The good news is that filling the disk with random data is mostly useless. First, to dispel a common myth, wiping with zeroes is just as good on today's hardware. With 1980s hard disk technology, overwriting a hard disk with zeroes left a small residual charge which could be recovered with somewhat expensive hardware; multiple passes of overwrite with random data (the “Gutmann wipe”) were necessary. Today even a single pass of overwriting with zeroes leaves data that cannot realistically be recovered even in laboratory conditions.

When you're encrypting a partition, filling the disk with random data is not necessary for the confidentiality of the encrypted data. It is only useful if you need to make space used by encrypted data indistinguishable from unused space. Building an encrypted volume on top of a non-randomized container reveals which disk blocks have ever been used by the encrypted volume. This gives a good hint as to the maximum size of the filesystem (though as time goes by it will become a worse and worse approximation), and little more.


You can get OpenSSL to encrypt /dev/zero with a randomized password, giving decent pseudorandom data very fast (if your CPU supports accelerating it).

openssl enc -aes-256-ctr -pass pass:"$(dd if=/dev/urandom bs=128 count=1 2>/dev/null | base64)" -nosalt < /dev/zero | dd of=/dev/sda

You could pipe this through pv to get progress/ETA. The commands I'm running right now (in a root shell) are:

DISK="sda"
DISKSIZE=$(</proc/partitions awk '$4=="'"$DISK"'" {print sprintf("%.0f",$3*1024)}')
apt-get install pv
openssl enc -aes-256-ctr -nosalt \
  -pass pass:"$(dd if=/dev/urandom bs=128 count=1 2>/dev/null | base64)" \
  < /dev/zero |
  pv --progress --eta --rate --bytes --size "$DISKSIZE" |
  dd of=/dev/"$DISK" bs=2M

I got this idea from this answer, after having the same problem as irrational John, who commented on Gilles's answer above. This increased my wipe speed to my new RAID array from 11 MB/s to around 300 MB/s, taking what was going to take a week down to 10 hours.

I'll add that you should be able to use openssl rand #of_bytes rather than the more complicated openssl enc ... statement above, but there is a bug which will allow ssl to produce only 16 MB of output. (This bug has been filed, Jan 2016.)

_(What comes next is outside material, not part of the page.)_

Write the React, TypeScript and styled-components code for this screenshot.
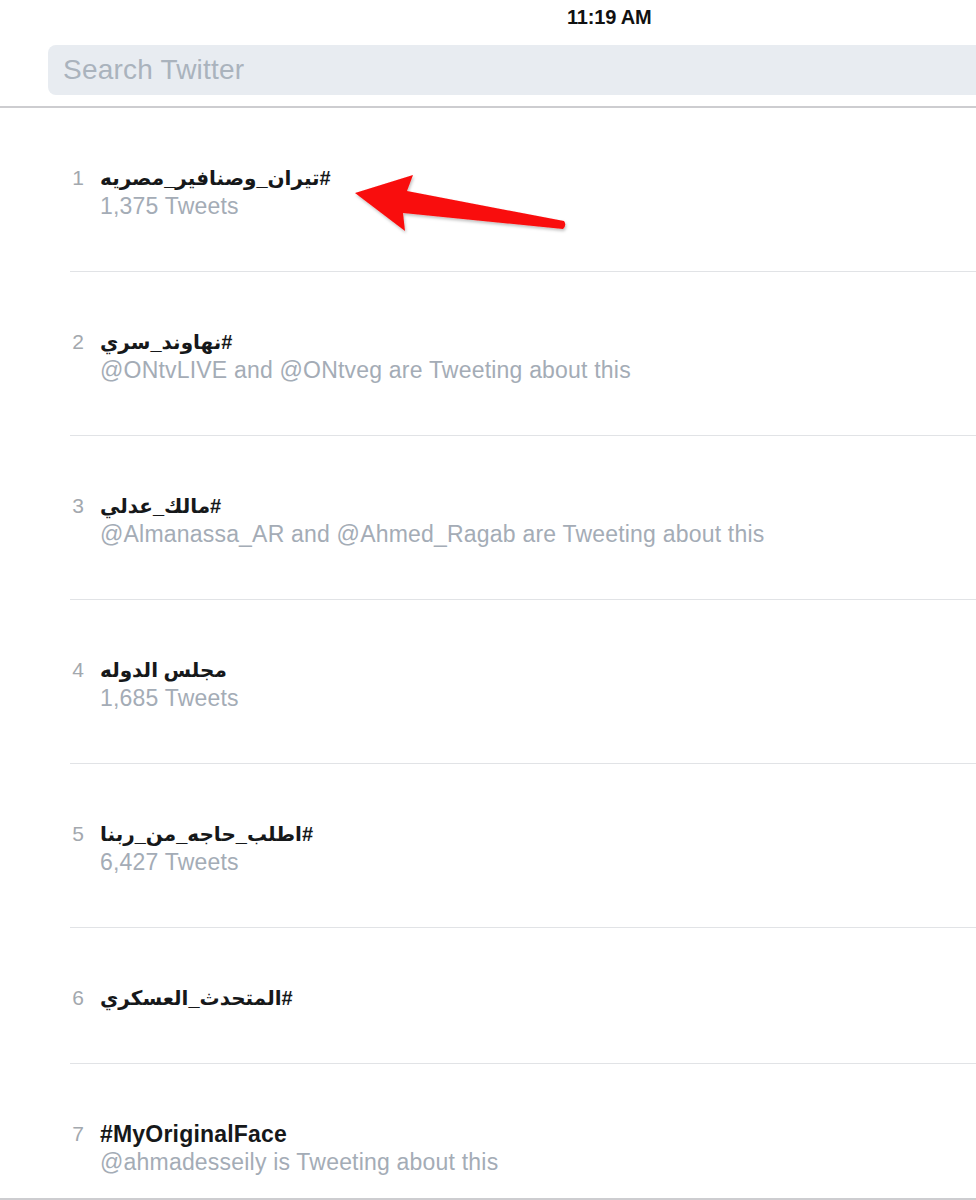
import React from "react";
import styled, { createGlobalStyle } from "styled-components";

const Global = createGlobalStyle`
  html, body { margin: 0; padding: 0; background: #ffffff; }
  body { font-family: "Liberation Sans", "DejaVu Sans", Arial, sans-serif; }
  * { box-sizing: border-box; }
`;

const Screen = styled.div`
  position: relative;
  width: 976px;
  height: 1200px;
  display: flex;
  flex-direction: column;
  overflow: hidden;
  background: #fff;
`;

const StatusBar = styled.div`
  height: 45px;
  display: flex;
  align-items: flex-start;
  padding: 5px 0 0 567px;
`;

const Time = styled.span`
  font-family: "Liberation Sans", Arial, sans-serif;
  font-weight: 700;
  font-size: 20px;
  line-height: 24px;
  color: #111;
  letter-spacing: -0.2px;
`;

const SearchHeader = styled.div`
  display: flex;
  padding: 0 0 11px 48px;
  border-bottom: 2px solid #cdcdd0;
  overflow: hidden;
`;

const SearchBox = styled.div`
  flex: 1;
  height: 50px;
  margin-right: -12px;
  background: #e8ecf1;
  border-radius: 8px;
  display: flex;
  align-items: center;
  padding-left: 15px;
`;

const Placeholder = styled.span`
  font-size: 28px;
  color: #aab3bd;
  letter-spacing: 0.2px;
`;

const List = styled.div`
  flex: 1;
  display: flex;
  flex-direction: column;
  overflow: hidden;
`;

const Row = styled.div`
  display: flex;
  margin-left: 70px;
  padding: 56px 0 51px;
  border-bottom: 1px solid #e1e3e6;
`;

const Rank = styled.div`
  width: 14px;
  margin-right: 16px;
  text-align: right;
  font-size: 21px;
  line-height: 28px;
  color: #a3a8ae;
`;

const Body = styled.div`
  display: flex;
  flex-direction: column;
`;

const Title = styled.div<{ $rtl?: boolean }>`
  font-family: "Liberation Sans", "DejaVu Sans", sans-serif;
  font-weight: 700;
  font-size: ${(p) => (p.$rtl ? "20px" : "23px")};
  line-height: 28px;
  color: #16181a;
  unicode-bidi: plaintext;
  text-align: left;
  letter-spacing: ${(p) => (p.$rtl ? "0" : "0.2px")};
`;

const Sub = styled.div`
  font-size: 23px;
  line-height: 28px;
  color: #a4acb6;
  letter-spacing: 0.2px;
`;

const TabBar = styled.div`
  height: 2px;
  border-top: 2px solid #cdcdd0;
`;

const ArrowSvg = styled.svg`
  position: absolute;
  left: 340px;
  top: 160px;
  width: 240px;
  height: 80px;
  overflow: visible;
`;

const trends = [
  { n: 1, t: "#تيران_وصنافير_مصريه", s: "1,375 Tweets", rtl: true },
  { n: 2, t: "#نهاوند_سري", s: "@ONtvLIVE and @ONtveg are Tweeting about this", rtl: true },
  { n: 3, t: "#مالك_عدلي", s: "@Almanassa_AR and @Ahmed_Ragab are Tweeting about this", rtl: true },
  { n: 4, t: "مجلس الدوله", s: "1,685 Tweets", rtl: true },
  { n: 5, t: "#اطلب_حاجه_من_ربنا", s: "6,427 Tweets", rtl: true },
  { n: 6, t: "#المتحدث_العسكري", s: "", rtl: true },
  { n: 7, t: "#MyOriginalFace", s: "@ahmadesseily is Tweeting about this", rtl: false },
];

export default function App() {
  return (
    <>
      <Global />
      <Screen>
        <StatusBar>
          <Time>11:19 AM</Time>
        </StatusBar>
        <SearchHeader>
          <SearchBox>
            <Placeholder>Search Twitter</Placeholder>
          </SearchBox>
        </SearchHeader>
        <List>
          {trends.map((r) => (
            <Row key={r.n}>
              <Rank>{r.n}</Rank>
              <Body>
                <Title $rtl={r.rtl}>{r.t}</Title>
                {r.s && <Sub>{r.s}</Sub>}
              </Body>
            </Row>
          ))}
        </List>
        <TabBar />
        <ArrowSvg viewBox="340 160 240 80">
          <defs>
            <filter id="sh" x="-10%" y="-30%" width="130%" height="160%">
              <feDropShadow dx="1" dy="2" stdDeviation="1.5" floodColor="#000" floodOpacity="0.25" />
            </filter>
          </defs>
          <path
            d="M355 193 L413 175 L407 191 L564 221 Q567 225 563 229 L403 213 L405 231 Z"
            fill="#f90d0d"
            filter="url(#sh)"
          />
        </ArrowSvg>
      </Screen>
    </>
  );
}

And, as per the answer to this question, and continuing to assume that the CPU is the bottleneck, it may be possible to increase speed further by running multiple parallel openssl processes on separate cores, combining them using a FIFO.


The openssl did not seem to work for me. I got "unknown options" and other issues with the provided solutions. So I ended up going with the program fio.

fio -name="fill" -ioengine=libaio -direct=1 -bs=512m -rw=write -iodepth=4 -size=100% -filename=/dev/md0

Which seems to be taking 3 hours to do 19TB across 24 HDDs. So roughly 1,800 MB/s

smp-016:~ # fdisk -l /dev/md0
Disk /dev/md0: 18890.1 GB, 18890060464128 bytes

smp-016:~ # fio -name="fill" -ioengine=libaio -direct=1 -bs=512m -rw=write -iodepth=4 -size=100% -filename=/dev/md0
fill: (g=0): rw=write, bs=512M-512M/512M-512M/512M-512M, ioengine=libaio, iodepth=4
fio-2.2.10
Starting 1 process
Jobs: 1 (f=1): [W(1)] [2.7% done] [0KB/1536MB/0KB /s] [0/3/0 iops] [eta 03h:01m:11s]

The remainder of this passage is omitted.